The U.S. flag flies in front of the Supreme Court in Washington, in this May 18, 2015 file photo. (REUTERS/Joshua Roberts/Files)

One hundred years ago this June, Supreme Court Justice Charles Evans Hughes resigned his position to accept the Republican Party nomination to the presidency. That left a vacancy on the bench only a few short months before a new president was to be elected. Woodrow Wilson put forward John Clarke of Ohio that July, and he was confirmed by the Senate just over a week later. Done and done.

With the death of Antonin Scalia this weekend, though, we seem to be headed for a much-rockier transition. Senate Majority Leader Mitch McConnell (R-Ky.) said in a statement that Scalia's seat "should not be filled until we have a new president" -- an unusual declaration that the body responsible for confirming Supreme Court appointments wouldn't act.

Part of this is certainly the timing of Scalia's death. The election is still nearly nine months away, but we're very much in the thick of it. What's more, since 1900, it's been very rare that a vacancy should arise this soon before a presidential election. (In large part, that's because during the past century vacancies have mostly arisen from carefully planned resignations.)


There have been confirmations that occurred closer to elections, of course (since the chart above shows only the point at which the Senate received the nominee).

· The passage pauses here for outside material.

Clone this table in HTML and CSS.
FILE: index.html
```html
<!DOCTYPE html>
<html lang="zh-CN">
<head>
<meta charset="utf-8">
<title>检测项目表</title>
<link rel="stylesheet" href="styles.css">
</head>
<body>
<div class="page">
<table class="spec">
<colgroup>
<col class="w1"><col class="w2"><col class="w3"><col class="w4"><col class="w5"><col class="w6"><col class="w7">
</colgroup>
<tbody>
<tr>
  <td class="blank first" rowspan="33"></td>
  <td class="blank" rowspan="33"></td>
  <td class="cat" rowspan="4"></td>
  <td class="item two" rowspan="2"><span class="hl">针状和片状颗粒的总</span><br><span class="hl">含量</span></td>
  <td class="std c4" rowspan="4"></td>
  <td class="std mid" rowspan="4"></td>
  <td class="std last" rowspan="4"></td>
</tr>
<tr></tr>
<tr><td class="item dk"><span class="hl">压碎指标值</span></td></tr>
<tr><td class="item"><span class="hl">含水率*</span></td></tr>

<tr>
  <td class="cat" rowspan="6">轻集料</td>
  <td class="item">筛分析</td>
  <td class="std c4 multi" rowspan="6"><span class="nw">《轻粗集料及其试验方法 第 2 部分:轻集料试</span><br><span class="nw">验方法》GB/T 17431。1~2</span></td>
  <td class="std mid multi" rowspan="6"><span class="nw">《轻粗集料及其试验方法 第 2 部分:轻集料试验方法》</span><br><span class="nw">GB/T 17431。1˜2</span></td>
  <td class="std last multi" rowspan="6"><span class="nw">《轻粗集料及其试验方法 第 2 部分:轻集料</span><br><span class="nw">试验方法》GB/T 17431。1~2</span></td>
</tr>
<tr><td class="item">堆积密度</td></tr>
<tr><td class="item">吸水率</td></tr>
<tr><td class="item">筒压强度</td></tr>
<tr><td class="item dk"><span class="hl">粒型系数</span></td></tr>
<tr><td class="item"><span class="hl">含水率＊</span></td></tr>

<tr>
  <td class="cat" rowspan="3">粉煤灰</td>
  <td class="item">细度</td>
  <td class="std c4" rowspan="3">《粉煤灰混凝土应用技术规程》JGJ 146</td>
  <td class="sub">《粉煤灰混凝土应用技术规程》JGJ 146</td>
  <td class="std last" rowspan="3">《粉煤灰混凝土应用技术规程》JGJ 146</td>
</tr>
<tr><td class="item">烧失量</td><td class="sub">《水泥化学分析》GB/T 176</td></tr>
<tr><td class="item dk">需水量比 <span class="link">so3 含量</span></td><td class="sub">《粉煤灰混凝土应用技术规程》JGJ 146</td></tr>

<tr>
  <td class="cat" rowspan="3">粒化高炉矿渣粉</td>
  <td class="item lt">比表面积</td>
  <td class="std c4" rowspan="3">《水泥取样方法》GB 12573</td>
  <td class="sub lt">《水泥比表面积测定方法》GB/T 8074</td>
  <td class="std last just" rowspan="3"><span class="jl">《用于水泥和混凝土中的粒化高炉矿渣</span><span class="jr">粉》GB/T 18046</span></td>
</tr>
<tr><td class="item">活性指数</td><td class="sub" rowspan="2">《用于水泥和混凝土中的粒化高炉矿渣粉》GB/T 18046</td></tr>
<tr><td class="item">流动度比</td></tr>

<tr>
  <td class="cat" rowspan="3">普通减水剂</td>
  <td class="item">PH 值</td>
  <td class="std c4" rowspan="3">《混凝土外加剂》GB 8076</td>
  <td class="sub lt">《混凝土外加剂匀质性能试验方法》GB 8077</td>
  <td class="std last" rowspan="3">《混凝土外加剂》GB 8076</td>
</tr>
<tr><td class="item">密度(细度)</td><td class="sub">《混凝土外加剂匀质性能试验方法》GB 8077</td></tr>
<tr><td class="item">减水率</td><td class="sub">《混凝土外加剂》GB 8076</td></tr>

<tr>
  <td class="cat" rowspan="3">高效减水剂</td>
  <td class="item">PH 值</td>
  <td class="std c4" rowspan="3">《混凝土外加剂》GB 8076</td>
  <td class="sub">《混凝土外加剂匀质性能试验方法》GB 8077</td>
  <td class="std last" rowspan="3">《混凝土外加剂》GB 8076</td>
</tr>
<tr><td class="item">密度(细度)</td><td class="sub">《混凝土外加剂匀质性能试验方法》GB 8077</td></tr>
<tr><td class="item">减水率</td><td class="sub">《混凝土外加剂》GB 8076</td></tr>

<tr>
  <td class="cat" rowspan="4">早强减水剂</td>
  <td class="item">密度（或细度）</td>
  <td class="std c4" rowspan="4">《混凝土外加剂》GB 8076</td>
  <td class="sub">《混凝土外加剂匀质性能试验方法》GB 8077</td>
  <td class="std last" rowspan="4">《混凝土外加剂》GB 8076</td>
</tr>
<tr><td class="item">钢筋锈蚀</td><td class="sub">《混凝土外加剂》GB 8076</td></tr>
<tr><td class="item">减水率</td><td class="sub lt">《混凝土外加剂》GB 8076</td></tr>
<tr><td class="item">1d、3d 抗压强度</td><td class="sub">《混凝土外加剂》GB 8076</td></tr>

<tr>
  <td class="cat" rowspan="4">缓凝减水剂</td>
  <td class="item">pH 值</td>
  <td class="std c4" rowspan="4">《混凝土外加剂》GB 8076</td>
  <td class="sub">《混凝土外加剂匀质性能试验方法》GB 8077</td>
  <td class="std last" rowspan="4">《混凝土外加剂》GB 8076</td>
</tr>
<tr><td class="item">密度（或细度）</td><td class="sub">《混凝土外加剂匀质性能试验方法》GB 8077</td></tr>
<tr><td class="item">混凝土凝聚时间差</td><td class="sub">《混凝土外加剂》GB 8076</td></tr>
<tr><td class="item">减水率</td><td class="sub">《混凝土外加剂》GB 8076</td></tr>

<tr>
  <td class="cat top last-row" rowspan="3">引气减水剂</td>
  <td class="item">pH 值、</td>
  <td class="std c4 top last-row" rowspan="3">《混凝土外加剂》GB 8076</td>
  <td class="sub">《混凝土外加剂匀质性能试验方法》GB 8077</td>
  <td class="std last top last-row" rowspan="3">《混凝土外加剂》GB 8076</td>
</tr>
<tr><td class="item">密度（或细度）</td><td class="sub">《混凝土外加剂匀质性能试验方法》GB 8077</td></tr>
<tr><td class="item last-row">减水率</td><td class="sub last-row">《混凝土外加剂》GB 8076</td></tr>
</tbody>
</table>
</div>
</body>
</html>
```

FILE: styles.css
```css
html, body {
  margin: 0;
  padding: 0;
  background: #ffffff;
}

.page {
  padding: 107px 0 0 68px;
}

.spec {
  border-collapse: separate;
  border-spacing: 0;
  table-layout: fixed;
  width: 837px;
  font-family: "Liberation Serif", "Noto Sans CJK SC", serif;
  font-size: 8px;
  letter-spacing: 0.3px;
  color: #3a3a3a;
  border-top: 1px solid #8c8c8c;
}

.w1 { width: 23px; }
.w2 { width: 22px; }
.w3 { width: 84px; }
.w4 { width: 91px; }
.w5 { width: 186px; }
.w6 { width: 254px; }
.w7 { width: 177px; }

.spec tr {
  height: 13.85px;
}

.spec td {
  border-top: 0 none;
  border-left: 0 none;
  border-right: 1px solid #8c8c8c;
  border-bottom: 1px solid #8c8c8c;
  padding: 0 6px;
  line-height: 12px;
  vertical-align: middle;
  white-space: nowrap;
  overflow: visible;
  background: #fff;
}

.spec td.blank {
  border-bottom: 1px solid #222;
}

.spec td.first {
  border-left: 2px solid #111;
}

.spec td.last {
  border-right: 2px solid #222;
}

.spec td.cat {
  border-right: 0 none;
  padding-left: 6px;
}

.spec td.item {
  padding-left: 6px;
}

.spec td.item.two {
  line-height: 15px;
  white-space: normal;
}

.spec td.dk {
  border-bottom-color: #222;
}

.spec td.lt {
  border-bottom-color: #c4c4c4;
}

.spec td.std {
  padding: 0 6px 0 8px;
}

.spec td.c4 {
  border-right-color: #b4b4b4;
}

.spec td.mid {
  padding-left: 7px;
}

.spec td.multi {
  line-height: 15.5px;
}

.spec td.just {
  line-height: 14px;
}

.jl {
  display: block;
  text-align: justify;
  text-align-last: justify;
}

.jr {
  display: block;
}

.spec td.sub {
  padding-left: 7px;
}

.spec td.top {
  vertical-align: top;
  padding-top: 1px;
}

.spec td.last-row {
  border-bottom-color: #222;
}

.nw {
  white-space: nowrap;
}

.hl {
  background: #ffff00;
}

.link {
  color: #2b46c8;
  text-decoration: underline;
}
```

In 1988, for example, Anthony Kennedy was confirmed by the Senate on Feb. 3.

Layered on top of the infrequency of election-year appointments is the polarization of the Senate itself. According to scores calculated by Keith Poole of the University of Georgia, the Senate is more polarized today than it has been at any point on record.


(Philip Bump / The Washington Post)

That said, tension over a Supreme Court pick in an election year is not unprecedented. The chart above shows only the successful nominations, and so it doesn't include what happened in 1968.

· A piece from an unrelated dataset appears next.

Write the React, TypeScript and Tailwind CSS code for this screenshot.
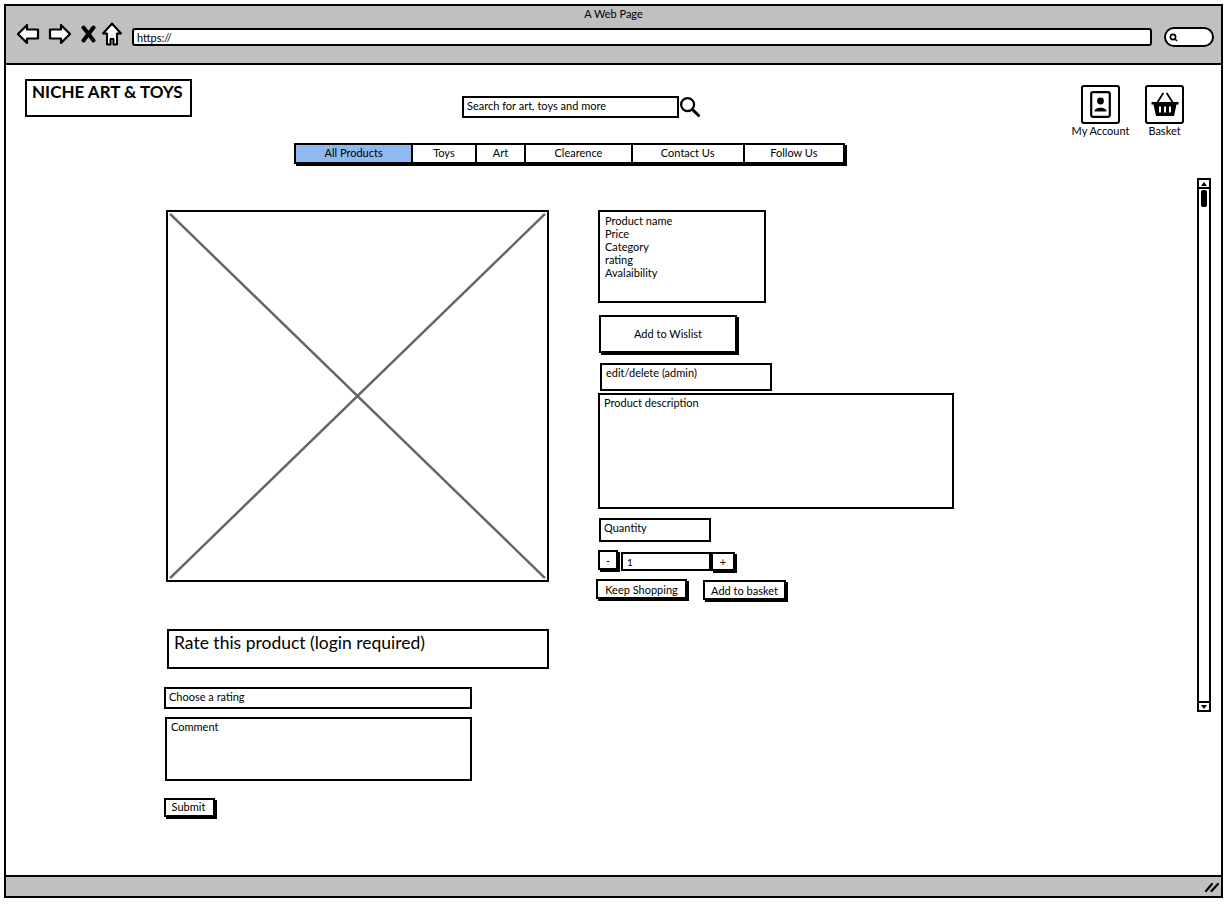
import React from "react";

const font = "font-['Lato','Liberation_Sans',sans-serif]";

function ArrowIcon({ flip }: { flip?: boolean }) {
  return (
    <svg width="24" height="22" viewBox="0 0 24 22" className={flip ? "-scale-x-100" : ""}>
      <path d="M2 11 L11 2 L11 6.5 L22 6.5 L22 15.5 L11 15.5 L11 20 Z" fill="#fff" stroke="#000" strokeWidth="2.2" strokeLinejoin="round" />
    </svg>
  );
}

function CloseIcon() {
  return (
    <svg width="15" height="18" viewBox="0 0 15 18">
      <path d="M2.5 2.5 L12.5 15.5 M12.5 2.5 L2.5 15.5" stroke="#000" strokeWidth="4" strokeLinecap="round" fill="none" />
    </svg>
  );
}

function HomeIcon() {
  return (
    <svg width="20" height="24" viewBox="0 0 20 24">
      <path d="M10 1.5 L19 11.5 L15 11.5 L15 22.5 L11.5 22.5 L11.5 17 L8.5 17 L8.5 22.5 L5 22.5 L5 11.5 L1 11.5 Z" fill="#fff" stroke="#000" strokeWidth="2" strokeLinejoin="round" />
    </svg>
  );
}

function SearchIcon() {
  return (
    <svg width="21" height="21" viewBox="0 0 22 22">
      <circle cx="9" cy="9" r="6.8" fill="none" stroke="#000" strokeWidth="2.4" />
      <path d="M14 14 L20.5 20.5" stroke="#000" strokeWidth="3" strokeLinecap="round" />
    </svg>
  );
}

function AccountIcon() {
  return (
    <svg width="21" height="27" viewBox="0 0 21 27">
      <rect x="1.2" y="1.2" width="18.6" height="24.6" rx="2" fill="#fff" stroke="#000" strokeWidth="2.2" />
      <circle cx="10.5" cy="10" r="3.4" fill="#000" />
      <path d="M4.5 20.5 C4.5 15.5 16.5 15.5 16.5 20.5 Z" fill="#000" />
    </svg>
  );
}

function BasketIcon() {
  return (
    <svg width="28" height="25" viewBox="0 0 28 25">
      <path d="M6 11 L12 1.5 M22 11 L16 1.5" stroke="#000" strokeWidth="1.8" fill="none" strokeLinecap="round" />
      <path d="M0.5 10 H27.5 V12.5 H25.5 L23 24 H5 L2.5 12.5 H0.5 Z" fill="#000" />
      <path d="M9 14.5 V20.5 M14 14.5 V20.5 M19 14.5 V20.5" stroke="#fff" strokeWidth="2" fill="none" />
    </svg>
  );
}

function ImagePlaceholder() {
  return (
    <svg viewBox="0 0 383 372" className="block h-full w-full">
      <path d="M2 2 L381 370 M381 2 L2 370" stroke="#666" strokeWidth="2.5" fill="none" />
    </svg>
  );
}

function Scrollbar() {
  return (
    <div className="flex h-[534px] w-[14px] flex-col border-2 border-black bg-white">
      <div className="flex h-[9px] items-center justify-center border-b-2 border-black">
        <div className="h-0 w-0 border-x-[3px] border-b-[4px] border-x-transparent border-b-black" />
      </div>
      <div className="mx-auto mt-px h-[17px] w-[6px] rounded-[2px] bg-black" />
      <div className="flex-1" />
      <div className="flex h-[9px] items-center justify-center border-t-2 border-black">
        <div className="h-0 w-0 border-x-[3px] border-t-[4px] border-x-transparent border-t-black" />
      </div>
    </div>
  );
}

const navItems = [
  { label: "All Products", width: "w-[118px]", active: true },
  { label: "Toys", width: "w-[64px]" },
  { label: "Art", width: "w-[50px]" },
  { label: "Clearence", width: "w-[107px]" },
  { label: "Contact Us", width: "w-[113px]" },
  { label: "Follow Us", width: "w-[99px]" },
];

export default function App() {
  return (
    <div className={`h-[905px] w-[1229px] overflow-hidden bg-white pl-[4px] pt-[4px] text-[11px] leading-[13px] text-black ${font}`}>
      <div className="flex h-[894px] w-[1219px] flex-col border-2 border-black bg-white">
        {/* Browser bar */}
        <div className="h-[59px] shrink-0 border-b-2 border-black bg-[#c0c0c0]">
          <div className="h-[16px] pt-px text-center leading-[13px]">A Web Page</div>
          <div className="flex items-start pl-[10px]">
            <div className="mt-px"><ArrowIcon /></div>
            <div className="ml-[8px] mt-px"><ArrowIcon flip /></div>
            <div className="ml-[9px] mt-[3px]"><CloseIcon /></div>
            <div className="ml-[6px]"><HomeIcon /></div>
            <div className="ml-[10px] mt-[6px] flex h-[18px] w-[1020px] items-center rounded-[3px] border-2 border-black bg-white pl-[3px]">
              https://
            </div>
            <div className="ml-[12px] mt-[5px] flex h-[20px] w-[50px] items-center rounded-full border-2 border-black bg-white pl-[3px]">
              <svg width="9" height="9" viewBox="0 0 9 9">
                <circle cx="4" cy="4" r="2.6" fill="none" stroke="#000" strokeWidth="1.6" />
                <path d="M6 6 L8 8" stroke="#000" strokeWidth="1.6" />
              </svg>
            </div>
          </div>
        </div>

        {/* Page */}
        <div className="relative flex-1">
          <div className="flex items-start">
            <div className="ml-[19px] mt-[14px] h-[38px] w-[167px] border-2 border-black pl-[5px] pt-px text-[17px] font-bold leading-[20px]">
              NICHE ART &amp; TOYS
            </div>
            <div className="ml-[270px] mt-[31px] flex items-start">
              <div className="flex h-[22px] w-[217px] items-center border-2 border-black pb-[3px] pl-[3px]">
                Search for art, toys and more
              </div>
              <SearchIcon />
            </div>
            <div className="ml-[381px] mt-[20px] flex w-[39px] flex-col items-center">
              <div className="flex h-[39px] w-[39px] shrink-0 items-center justify-center rounded-[3px] border-2 border-black">
                <AccountIcon />
              </div>
              <div className="whitespace-nowrap">My Account</div>
            </div>
            <div className="ml-[25px] mt-[20px] flex w-[39px] flex-col items-center">
              <div className="flex h-[39px] w-[39px] shrink-0 items-center justify-center rounded-[3px] border-2 border-black">
                <BasketIcon />
              </div>
              <div className="whitespace-nowrap">Basket</div>
            </div>
          </div>

          <nav className="ml-[288px] mt-[6px] flex h-[21px] w-[551px] border-2 border-black shadow-[2px_2px_0_#000]">
            {navItems.map((item) => (
              <div
                key={item.label}
                className={`flex items-center justify-center border-r-2 border-black pb-[2px] last:border-r-0 ${item.width} ${item.active ? "bg-[#8fb9f0]" : "bg-white"}`}
              >
                {item.label}
              </div>
            ))}
          </nav>

          <div className="mt-[46px] flex items-start">
            {/* Left column */}
            <div className="ml-[160px] w-[383px]">
              <div className="h-[372px] border-2 border-black">
                <ImagePlaceholder />
              </div>
              <div className="ml-px mt-[47px] h-[40px] w-[382px] border-2 border-black pl-[5px] pt-[2px] text-[17.5px] leading-[20px]">
                Rate this product (login required)
              </div>
              <div className="-ml-[2px] mt-[18px] flex h-[22px] w-[308px] items-center border-2 border-black pb-[3px] pl-[3px]">
                Choose a rating
              </div>
              <div className="-ml-px mt-[8px] h-[64px] w-[307px] border-2 border-black pl-[4px] pt-px">
                Comment
              </div>
              <div className="-ml-[2px] mt-[17px] flex h-[19px] w-[51px] items-center justify-center border-2 border-black pb-[2px] pr-[2px] shadow-[2px_2px_0_#000]">
                Submit
              </div>
            </div>

            {/* Right column */}
            <div className="ml-[49px] w-[356px]">
              <div className="h-[93px] w-[168px] border-2 border-black pl-[5px] pt-[2px]">
                <div>Product name</div>
                <div>Price</div>
                <div>Category</div>
                <div>rating</div>
                <div>Avalaibility</div>
              </div>
              <div className="ml-px mt-[12px] flex h-[38px] w-[138px] items-center justify-center border-2 border-black pb-[2px] shadow-[2px_2px_0_#000]">
                Add to Wislist
              </div>
              <div className="ml-[2px] mt-[10px] h-[28px] w-[172px] border-2 border-black pl-[4px] pt-px">
                edit/delete (admin)
              </div>
              <div className="mt-[2px] h-[116px] w-[356px] border-2 border-black pl-[4px] pt-px">
                Product description
              </div>
              <div className="ml-px mt-[9px] flex h-[24px] w-[112px] items-start border-2 border-black pl-[3px] pt-px">
                Quantity
              </div>
              <div className="mt-[8px] flex items-start">
                <div className="flex h-[20px] w-[20px] items-center justify-center border-2 border-black shadow-[2px_2px_0_#000]">-</div>
                <div className="ml-[3px] mt-[2px] flex h-[19px] w-[90px] items-center border-2 border-black pl-[4px] pt-[2px] text-[10px]">1</div>
                <div className="mt-[2px] flex h-[19px] w-[24px] items-center justify-center border-2 border-black shadow-[2px_2px_0_#000]">+</div>
              </div>
              <div className="-ml-[2px] mt-[8px] flex items-start">
                <div className="flex h-[20px] w-[91px] items-center justify-center border-2 border-black shadow-[2px_2px_0_#000]">Keep Shopping</div>
                <div className="ml-[16px] mt-px flex h-[20px] w-[83px] items-center justify-center border-2 border-black shadow-[2px_2px_0_#000]">Add to basket</div>
              </div>
            </div>
          </div>

          <div className="absolute left-[1191px] top-[113px]">
            <Scrollbar />
          </div>
        </div>

        {/* Status bar */}
        <div className="flex h-[21px] shrink-0 items-center justify-end border-t-2 border-black bg-[#c0c0c0] pr-[2px]">
          <svg width="14" height="10" viewBox="0 0 14 10">
            <path d="M1 9 L7 2 M6.5 9 L13 2" stroke="#000" strokeWidth="2.2" strokeLinecap="round" fill="none" />
          </svg>
        </div>
      </div>
    </div>
  );
}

As a report from the Congressional Research Service explains, a similar situation arose that year when Lyndon Johnson nominated Abe Fortas to fill Earl Warren's position as chief justice. Fortas's nomination was blocked by Senate Republicans looking forward to the November elections and some Democrats worried about his having taken speaking fees from business interests.

The Fortas nomination prompted the creation of an informal rule discouraging lame-duck appointments from sitting presidents. Fortas didn't get the gig, and Warren hung on until 1969 when he was replaced by Warren Burger.

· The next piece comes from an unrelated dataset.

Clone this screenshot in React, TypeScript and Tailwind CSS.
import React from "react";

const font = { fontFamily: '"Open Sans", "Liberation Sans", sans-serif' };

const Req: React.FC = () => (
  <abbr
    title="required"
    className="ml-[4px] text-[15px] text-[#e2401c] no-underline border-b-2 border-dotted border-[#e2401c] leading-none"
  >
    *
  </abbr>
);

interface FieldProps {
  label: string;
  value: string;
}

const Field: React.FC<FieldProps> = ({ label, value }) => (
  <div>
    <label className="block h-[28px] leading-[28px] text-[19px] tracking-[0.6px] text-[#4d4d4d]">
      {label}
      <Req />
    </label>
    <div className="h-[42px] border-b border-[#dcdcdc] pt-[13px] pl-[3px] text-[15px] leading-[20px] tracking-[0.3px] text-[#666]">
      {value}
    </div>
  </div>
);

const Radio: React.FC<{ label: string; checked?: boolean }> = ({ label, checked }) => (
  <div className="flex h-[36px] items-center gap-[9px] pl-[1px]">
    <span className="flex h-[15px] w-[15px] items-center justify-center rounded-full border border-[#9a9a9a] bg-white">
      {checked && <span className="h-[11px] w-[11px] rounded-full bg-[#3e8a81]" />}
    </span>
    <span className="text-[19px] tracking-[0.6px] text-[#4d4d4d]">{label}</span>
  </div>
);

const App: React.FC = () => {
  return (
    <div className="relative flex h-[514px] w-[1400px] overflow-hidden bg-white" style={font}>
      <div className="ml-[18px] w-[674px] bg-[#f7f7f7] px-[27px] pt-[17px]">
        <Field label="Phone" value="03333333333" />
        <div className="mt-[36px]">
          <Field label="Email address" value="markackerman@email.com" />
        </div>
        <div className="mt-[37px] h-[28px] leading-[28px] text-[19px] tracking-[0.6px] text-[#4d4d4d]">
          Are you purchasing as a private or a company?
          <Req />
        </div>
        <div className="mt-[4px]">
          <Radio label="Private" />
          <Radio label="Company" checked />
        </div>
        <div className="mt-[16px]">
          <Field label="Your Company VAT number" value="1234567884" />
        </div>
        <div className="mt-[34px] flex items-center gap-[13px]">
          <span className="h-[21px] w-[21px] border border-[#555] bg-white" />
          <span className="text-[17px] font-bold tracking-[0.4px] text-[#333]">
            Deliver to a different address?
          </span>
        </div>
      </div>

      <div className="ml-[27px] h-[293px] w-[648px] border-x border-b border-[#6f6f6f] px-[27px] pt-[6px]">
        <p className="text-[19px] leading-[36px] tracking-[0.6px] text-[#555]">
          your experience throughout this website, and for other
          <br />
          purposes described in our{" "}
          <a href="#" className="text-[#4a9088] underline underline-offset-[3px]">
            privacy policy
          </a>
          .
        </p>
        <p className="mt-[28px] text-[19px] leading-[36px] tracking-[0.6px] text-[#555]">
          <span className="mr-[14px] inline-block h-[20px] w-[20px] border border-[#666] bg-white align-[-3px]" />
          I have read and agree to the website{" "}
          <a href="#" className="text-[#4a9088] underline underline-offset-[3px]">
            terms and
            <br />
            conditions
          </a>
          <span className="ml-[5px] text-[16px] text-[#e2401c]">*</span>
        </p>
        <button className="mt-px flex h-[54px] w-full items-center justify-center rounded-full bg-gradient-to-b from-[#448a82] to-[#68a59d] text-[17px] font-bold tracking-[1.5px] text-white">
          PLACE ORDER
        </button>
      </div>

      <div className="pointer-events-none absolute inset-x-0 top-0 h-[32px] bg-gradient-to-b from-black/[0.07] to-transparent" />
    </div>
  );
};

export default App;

The U.S. Supreme Court raised its flags to half staff on Feb. 13 in honor of Justice Antonin Scalia, who passed away earlier that day. (Andrew Heining/The Washington Post)

If McConnell's threat holds, the Court could have only eight justices until some time after Jan. 20, 2017 -- at which point, we'll note, Democrats may very well control the chamber. But that wouldn't be the longest period during which the Court has remained incomplete.

The longest vacancy in court history, as the book "American Political Leaders" notes, was in the 1840s, when a seat was vacant for two years, three months and 18 days. Why? Because supporters of Sen. Henry Clay thought that he could win the 1844 presidential election and get the right to nominate his own justice. Clay lost, and James K. Polk filled the seat.

A few years later, there was another vacancy of over two years. That one followed a death shortly before a presidential election at another tense moment. In May 1860, Justice Peter Daniel died. By the time he was replaced, the country was in the middle of the Civil War.